Aim: Please transcribe the data that follows without the pictures, keeping every word the same.

═══ Data section ═══

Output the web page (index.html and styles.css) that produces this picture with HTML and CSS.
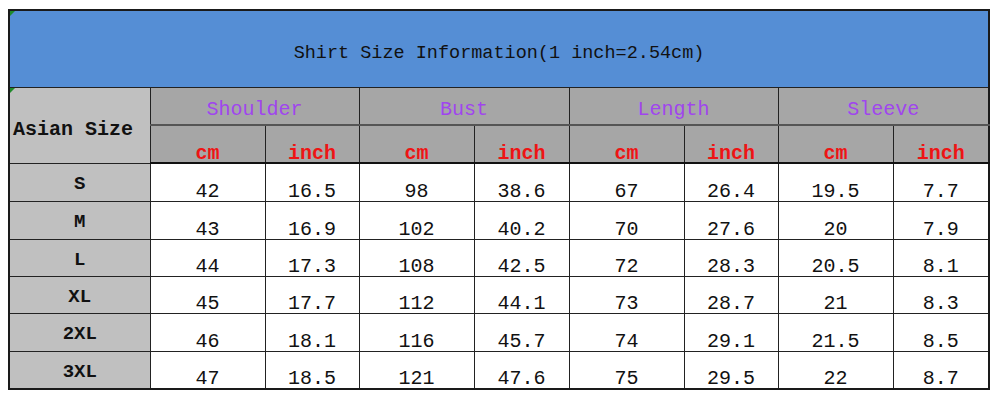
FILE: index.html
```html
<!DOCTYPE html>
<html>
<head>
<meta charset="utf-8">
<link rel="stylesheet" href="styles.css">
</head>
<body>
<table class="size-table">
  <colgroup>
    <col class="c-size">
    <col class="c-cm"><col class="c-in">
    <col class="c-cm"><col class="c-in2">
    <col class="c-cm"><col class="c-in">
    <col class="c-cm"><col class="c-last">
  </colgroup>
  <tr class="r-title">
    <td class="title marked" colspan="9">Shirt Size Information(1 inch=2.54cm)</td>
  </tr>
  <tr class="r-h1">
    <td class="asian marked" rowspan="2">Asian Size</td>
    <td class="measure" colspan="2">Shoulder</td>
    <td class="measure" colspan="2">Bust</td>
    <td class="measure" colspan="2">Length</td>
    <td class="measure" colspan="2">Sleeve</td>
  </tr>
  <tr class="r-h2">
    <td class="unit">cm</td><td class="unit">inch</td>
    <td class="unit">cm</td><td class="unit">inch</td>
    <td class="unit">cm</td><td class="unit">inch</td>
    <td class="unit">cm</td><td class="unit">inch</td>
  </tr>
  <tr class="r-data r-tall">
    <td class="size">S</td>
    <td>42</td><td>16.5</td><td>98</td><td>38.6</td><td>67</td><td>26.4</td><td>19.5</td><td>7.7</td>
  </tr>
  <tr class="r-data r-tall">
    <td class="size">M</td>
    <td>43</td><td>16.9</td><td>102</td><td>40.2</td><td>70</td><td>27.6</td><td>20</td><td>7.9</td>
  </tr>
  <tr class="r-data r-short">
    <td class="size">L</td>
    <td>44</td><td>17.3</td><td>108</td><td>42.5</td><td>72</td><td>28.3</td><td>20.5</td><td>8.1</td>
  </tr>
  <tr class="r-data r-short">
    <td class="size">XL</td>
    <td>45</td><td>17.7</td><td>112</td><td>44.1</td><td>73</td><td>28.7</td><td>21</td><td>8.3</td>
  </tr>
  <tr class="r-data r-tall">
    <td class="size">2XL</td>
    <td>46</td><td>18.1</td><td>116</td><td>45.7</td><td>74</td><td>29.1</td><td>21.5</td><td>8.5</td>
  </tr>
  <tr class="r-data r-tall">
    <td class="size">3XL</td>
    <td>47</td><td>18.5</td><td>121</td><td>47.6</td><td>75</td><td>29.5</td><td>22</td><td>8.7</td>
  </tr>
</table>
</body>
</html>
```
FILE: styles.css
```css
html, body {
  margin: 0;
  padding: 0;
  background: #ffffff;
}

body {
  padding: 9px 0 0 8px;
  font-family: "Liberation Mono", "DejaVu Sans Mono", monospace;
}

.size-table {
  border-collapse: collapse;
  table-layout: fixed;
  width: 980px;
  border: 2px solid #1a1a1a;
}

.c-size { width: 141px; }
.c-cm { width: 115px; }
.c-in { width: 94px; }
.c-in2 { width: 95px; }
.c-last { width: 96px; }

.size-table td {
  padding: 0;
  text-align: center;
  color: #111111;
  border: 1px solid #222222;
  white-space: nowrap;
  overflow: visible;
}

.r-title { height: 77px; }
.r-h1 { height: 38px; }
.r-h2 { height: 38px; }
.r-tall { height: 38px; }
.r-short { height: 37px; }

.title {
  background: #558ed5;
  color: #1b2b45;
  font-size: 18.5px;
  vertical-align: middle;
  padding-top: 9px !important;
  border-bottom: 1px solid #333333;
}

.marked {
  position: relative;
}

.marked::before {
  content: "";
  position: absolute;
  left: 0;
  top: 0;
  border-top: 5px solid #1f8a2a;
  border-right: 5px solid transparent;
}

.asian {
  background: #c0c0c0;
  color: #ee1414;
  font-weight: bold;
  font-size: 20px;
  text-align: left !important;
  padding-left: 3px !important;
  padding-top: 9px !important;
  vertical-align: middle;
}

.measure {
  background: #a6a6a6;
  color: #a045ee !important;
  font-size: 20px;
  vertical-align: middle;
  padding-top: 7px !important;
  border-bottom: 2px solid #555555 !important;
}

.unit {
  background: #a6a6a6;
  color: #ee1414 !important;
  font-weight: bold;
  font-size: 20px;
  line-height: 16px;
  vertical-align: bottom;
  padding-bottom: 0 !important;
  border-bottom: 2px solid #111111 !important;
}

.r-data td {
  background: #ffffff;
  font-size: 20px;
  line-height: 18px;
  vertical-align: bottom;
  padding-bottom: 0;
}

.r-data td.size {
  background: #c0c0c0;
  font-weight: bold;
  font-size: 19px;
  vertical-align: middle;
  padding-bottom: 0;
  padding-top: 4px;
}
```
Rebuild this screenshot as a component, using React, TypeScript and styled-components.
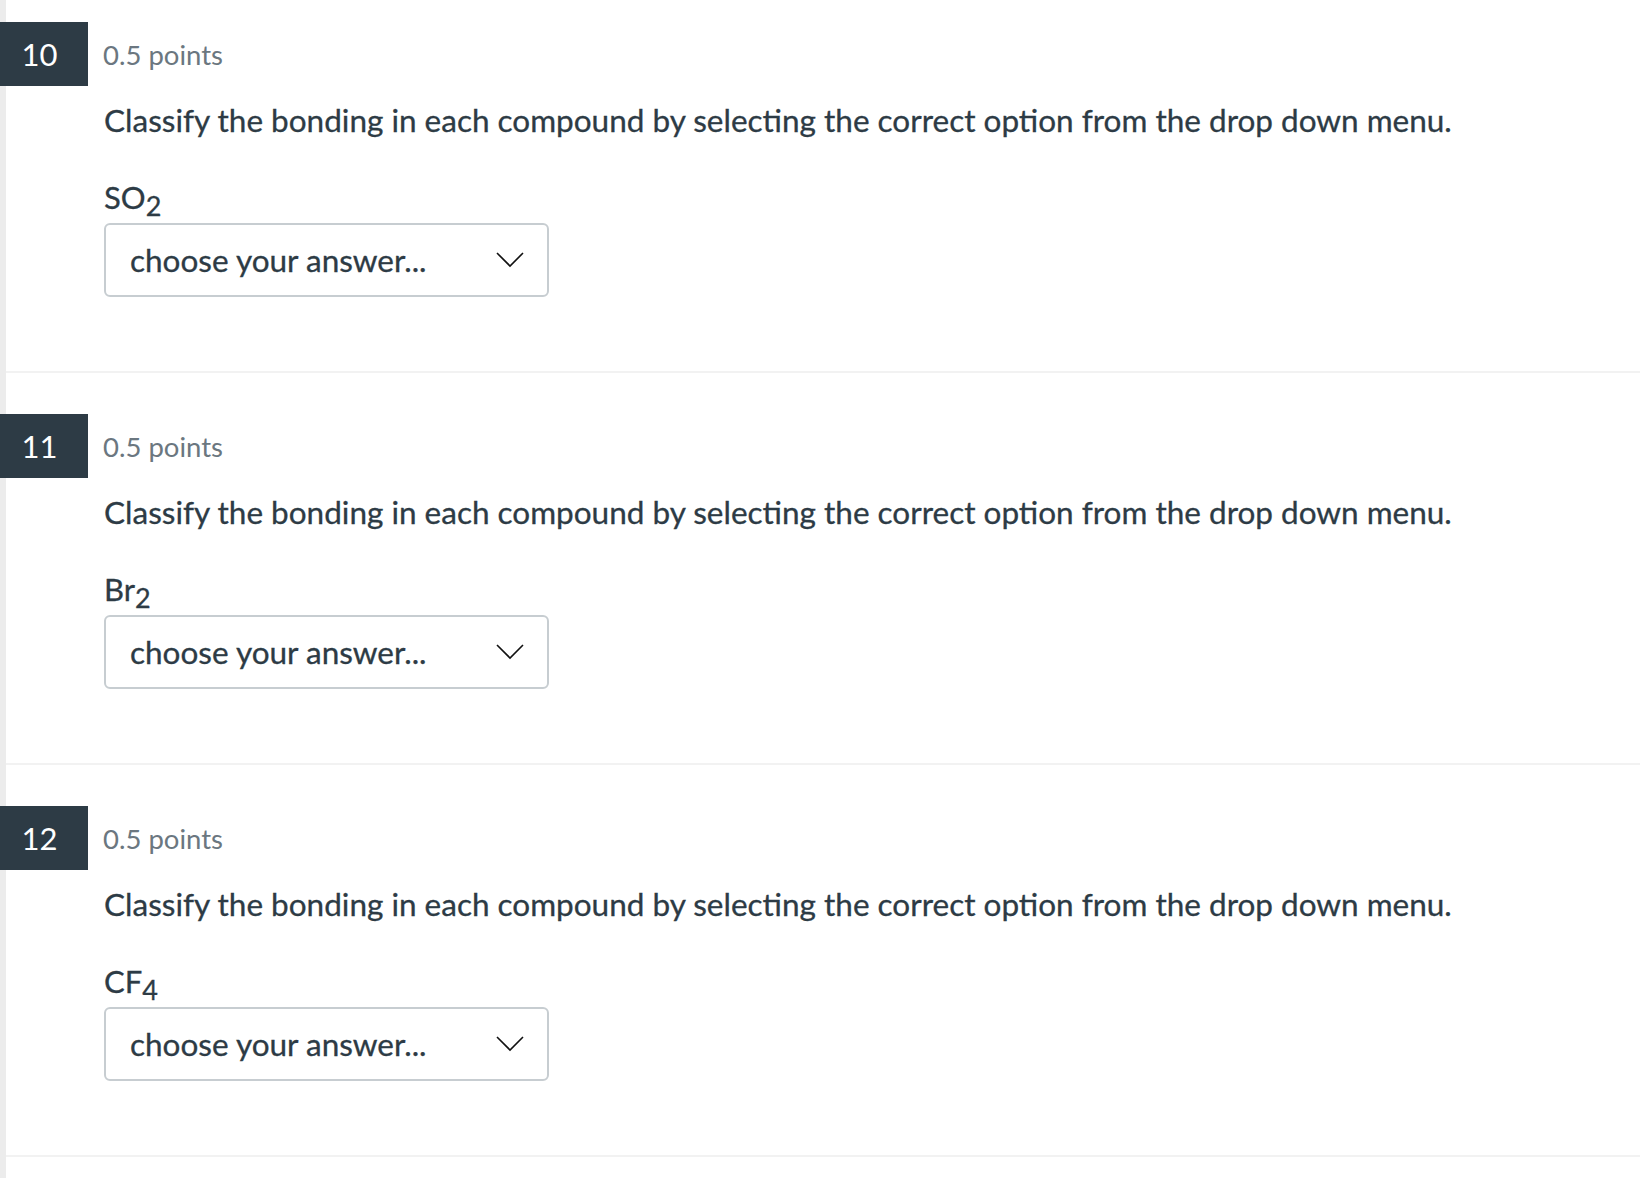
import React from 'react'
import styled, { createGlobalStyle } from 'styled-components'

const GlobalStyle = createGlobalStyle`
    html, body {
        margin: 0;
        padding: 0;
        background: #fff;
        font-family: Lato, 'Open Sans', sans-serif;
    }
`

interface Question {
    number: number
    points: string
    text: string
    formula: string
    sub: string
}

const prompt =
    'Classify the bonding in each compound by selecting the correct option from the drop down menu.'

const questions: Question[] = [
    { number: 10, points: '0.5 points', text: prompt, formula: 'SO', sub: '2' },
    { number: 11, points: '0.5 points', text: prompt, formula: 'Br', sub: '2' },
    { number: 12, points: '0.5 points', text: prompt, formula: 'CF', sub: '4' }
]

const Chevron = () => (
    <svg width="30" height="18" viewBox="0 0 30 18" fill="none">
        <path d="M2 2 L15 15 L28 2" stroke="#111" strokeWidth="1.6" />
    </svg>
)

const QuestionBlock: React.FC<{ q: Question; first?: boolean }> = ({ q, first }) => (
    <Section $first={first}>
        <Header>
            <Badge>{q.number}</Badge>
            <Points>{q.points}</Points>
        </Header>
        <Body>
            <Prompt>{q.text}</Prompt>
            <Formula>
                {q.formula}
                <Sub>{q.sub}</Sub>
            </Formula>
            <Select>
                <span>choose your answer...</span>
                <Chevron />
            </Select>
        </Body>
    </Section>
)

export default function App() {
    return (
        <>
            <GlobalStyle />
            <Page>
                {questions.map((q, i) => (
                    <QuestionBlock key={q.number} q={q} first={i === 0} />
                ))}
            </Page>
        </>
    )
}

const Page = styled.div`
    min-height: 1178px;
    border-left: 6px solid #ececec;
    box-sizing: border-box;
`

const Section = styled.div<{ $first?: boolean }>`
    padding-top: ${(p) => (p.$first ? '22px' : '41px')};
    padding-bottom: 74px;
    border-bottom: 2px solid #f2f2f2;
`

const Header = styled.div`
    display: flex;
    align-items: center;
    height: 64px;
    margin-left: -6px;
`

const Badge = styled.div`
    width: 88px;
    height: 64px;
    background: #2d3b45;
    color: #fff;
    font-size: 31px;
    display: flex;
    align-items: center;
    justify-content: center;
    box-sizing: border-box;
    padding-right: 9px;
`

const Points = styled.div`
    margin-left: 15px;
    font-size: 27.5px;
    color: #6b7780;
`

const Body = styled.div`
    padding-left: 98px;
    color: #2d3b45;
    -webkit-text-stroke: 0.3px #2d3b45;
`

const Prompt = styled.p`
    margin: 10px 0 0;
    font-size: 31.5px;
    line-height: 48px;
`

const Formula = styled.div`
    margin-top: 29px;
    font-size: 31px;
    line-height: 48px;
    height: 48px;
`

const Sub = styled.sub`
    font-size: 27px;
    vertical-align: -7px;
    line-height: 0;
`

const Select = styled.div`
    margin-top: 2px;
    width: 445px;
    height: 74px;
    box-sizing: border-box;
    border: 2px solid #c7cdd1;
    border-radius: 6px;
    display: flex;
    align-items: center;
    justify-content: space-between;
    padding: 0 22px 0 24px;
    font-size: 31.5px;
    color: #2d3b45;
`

═══

Result:
Output the web page (index.html and styles.css) that produces this picture with HTML and CSS.
FILE: index.html
```html
<!DOCTYPE html>
<html>
<head>
<meta charset="utf-8">
<link rel="stylesheet" href="styles.css">
</head>
<body>
<table class="size-table">
  <colgroup>
    <col class="c-size">
    <col class="c-cm"><col class="c-in">
    <col class="c-cm"><col class="c-in2">
    <col class="c-cm"><col class="c-in">
    <col class="c-cm"><col class="c-last">
  </colgroup>
  <tr class="r-title">
    <td class="title marked" colspan="9">Shirt Size Information(1 inch=2.54cm)</td>
  </tr>
  <tr class="r-h1">
    <td class="asian marked" rowspan="2">Asian Size</td>
    <td class="measure" colspan="2">Shoulder</td>
    <td class="measure" colspan="2">Bust</td>
    <td class="measure" colspan="2">Length</td>
    <td class="measure" colspan="2">Sleeve</td>
  </tr>
  <tr class="r-h2">
    <td class="unit">cm</td><td class="unit">inch</td>
    <td class="unit">cm</td><td class="unit">inch</td>
    <td class="unit">cm</td><td class="unit">inch</td>
    <td class="unit">cm</td><td class="unit">inch</td>
  </tr>
  <tr class="r-data r-tall">
    <td class="size">S</td>
    <td>42</td><td>16.5</td><td>98</td><td>38.6</td><td>67</td><td>26.4</td><td>19.5</td><td>7.7</td>
  </tr>
  <tr class="r-data r-tall">
    <td class="size">M</td>
    <td>43</td><td>16.9</td><td>102</td><td>40.2</td><td>70</td><td>27.6</td><td>20</td><td>7.9</td>
  </tr>
  <tr class="r-data r-short">
    <td class="size">L</td>
    <td>44</td><td>17.3</td><td>108</td><td>42.5</td><td>72</td><td>28.3</td><td>20.5</td><td>8.1</td>
  </tr>
  <tr class="r-data r-short">
    <td class="size">XL</td>
    <td>45</td><td>17.7</td><td>112</td><td>44.1</td><td>73</td><td>28.7</td><td>21</td><td>8.3</td>
  </tr>
  <tr class="r-data r-tall">
    <td class="size">2XL</td>
    <td>46</td><td>18.1</td><td>116</td><td>45.7</td><td>74</td><td>29.1</td><td>21.5</td><td>8.5</td>
  </tr>
  <tr class="r-data r-tall">
    <td class="size">3XL</td>
    <td>47</td><td>18.5</td><td>121</td><td>47.6</td><td>75</td><td>29.5</td><td>22</td><td>8.7</td>
  </tr>
</table>
</body>
</html>
```
FILE: styles.css
```css
html, body {
  margin: 0;
  padding: 0;
  background: #ffffff;
}

body {
  padding: 9px 0 0 8px;
  font-family: "Liberation Mono", "DejaVu Sans Mono", monospace;
}

.size-table {
  border-collapse: collapse;
  table-layout: fixed;
  width: 980px;
  border: 2px solid #1a1a1a;
}

.c-size { width: 141px; }
.c-cm { width: 115px; }
.c-in { width: 94px; }
.c-in2 { width: 95px; }
.c-last { width: 96px; }

.size-table td {
  padding: 0;
  text-align: center;
  color: #111111;
  border: 1px solid #222222;
  white-space: nowrap;
  overflow: visible;
}

.r-title { height: 77px; }
.r-h1 { height: 38px; }
.r-h2 { height: 38px; }
.r-tall { height: 38px; }
.r-short { height: 37px; }

.title {
  background: #558ed5;
  color: #1b2b45;
  font-size: 18.5px;
  vertical-align: middle;
  padding-top: 9px !important;
  border-bottom: 1px solid #333333;
}

.marked {
  position: relative;
}

.marked::before {
  content: "";
  position: absolute;
  left: 0;
  top: 0;
  border-top: 5px solid #1f8a2a;
  border-right: 5px solid transparent;
}

.asian {
  background: #c0c0c0;
  color: #ee1414;
  font-weight: bold;
  font-size: 20px;
  text-align: left !important;
  padding-left: 3px !important;
  padding-top: 9px !important;
  vertical-align: middle;
}

.measure {
  background: #a6a6a6;
  color: #a045ee !important;
  font-size: 20px;
  vertical-align: middle;
  padding-top: 7px !important;
  border-bottom: 2px solid #555555 !important;
}

.unit {
  background: #a6a6a6;
  color: #ee1414 !important;
  font-weight: bold;
  font-size: 20px;
  line-height: 16px;
  vertical-align: bottom;
  padding-bottom: 0 !important;
  border-bottom: 2px solid #111111 !important;
}

.r-data td {
  background: #ffffff;
  font-size: 20px;
  line-height: 18px;
  vertical-align: bottom;
  padding-bottom: 0;
}

.r-data td.size {
  background: #c0c0c0;
  font-weight: bold;
  font-size: 19px;
  vertical-align: middle;
  padding-bottom: 0;
  padding-top: 4px;
}
```
Rebuild this screenshot as a component, using React, TypeScript and styled-components.
import React from 'react'
import styled, { createGlobalStyle } from 'styled-components'

const GlobalStyle = createGlobalStyle`
    html, body {
        margin: 0;
        padding: 0;
        background: #fff;
        font-family: Lato, 'Open Sans', sans-serif;
    }
`

interface Question {
    number: number
    points: string
    text: string
    formula: string
    sub: string
}

const prompt =
    'Classify the bonding in each compound by selecting the correct option from the drop down menu.'

const questions: Question[] = [
    { number: 10, points: '0.5 points', text: prompt, formula: 'SO', sub: '2' },
    { number: 11, points: '0.5 points', text: prompt, formula: 'Br', sub: '2' },
    { number: 12, points: '0.5 points', text: prompt, formula: 'CF', sub: '4' }
]

const Chevron = () => (
    <svg width="30" height="18" viewBox="0 0 30 18" fill="none">
        <path d="M2 2 L15 15 L28 2" stroke="#111" strokeWidth="1.6" />
    </svg>
)

const QuestionBlock: React.FC<{ q: Question; first?: boolean }> = ({ q, first }) => (
    <Section $first={first}>
        <Header>
            <Badge>{q.number}</Badge>
            <Points>{q.points}</Points>
        </Header>
        <Body>
            <Prompt>{q.text}</Prompt>
            <Formula>
                {q.formula}
                <Sub>{q.sub}</Sub>
            </Formula>
            <Select>
                <span>choose your answer...</span>
                <Chevron />
            </Select>
        </Body>
    </Section>
)

export default function App() {
    return (
        <>
            <GlobalStyle />
            <Page>
                {questions.map((q, i) => (
                    <QuestionBlock key={q.number} q={q} first={i === 0} />
                ))}
            </Page>
        </>
    )
}

const Page = styled.div`
    min-height: 1178px;
    border-left: 6px solid #ececec;
    box-sizing: border-box;
`

const Section = styled.div<{ $first?: boolean }>`
    padding-top: ${(p) => (p.$first ? '22px' : '41px')};
    padding-bottom: 74px;
    border-bottom: 2px solid #f2f2f2;
`

const Header = styled.div`
    display: flex;
    align-items: center;
    height: 64px;
    margin-left: -6px;
`

const Badge = styled.div`
    width: 88px;
    height: 64px;
    background: #2d3b45;
    color: #fff;
    font-size: 31px;
    display: flex;
    align-items: center;
    justify-content: center;
    box-sizing: border-box;
    padding-right: 9px;
`

const Points = styled.div`
    margin-left: 15px;
    font-size: 27.5px;
    color: #6b7780;
`

const Body = styled.div`
    padding-left: 98px;
    color: #2d3b45;
    -webkit-text-stroke: 0.3px #2d3b45;
`

const Prompt = styled.p`
    margin: 10px 0 0;
    font-size: 31.5px;
    line-height: 48px;
`

const Formula = styled.div`
    margin-top: 29px;
    font-size: 31px;
    line-height: 48px;
    height: 48px;
`

const Sub = styled.sub`
    font-size: 27px;
    vertical-align: -7px;
    line-height: 0;
`

const Select = styled.div`
    margin-top: 2px;
    width: 445px;
    height: 74px;
    box-sizing: border-box;
    border: 2px solid #c7cdd1;
    border-radius: 6px;
    display: flex;
    align-items: center;
    justify-content: space-between;
    padding: 0 22px 0 24px;
    font-size: 31.5px;
    color: #2d3b45;
`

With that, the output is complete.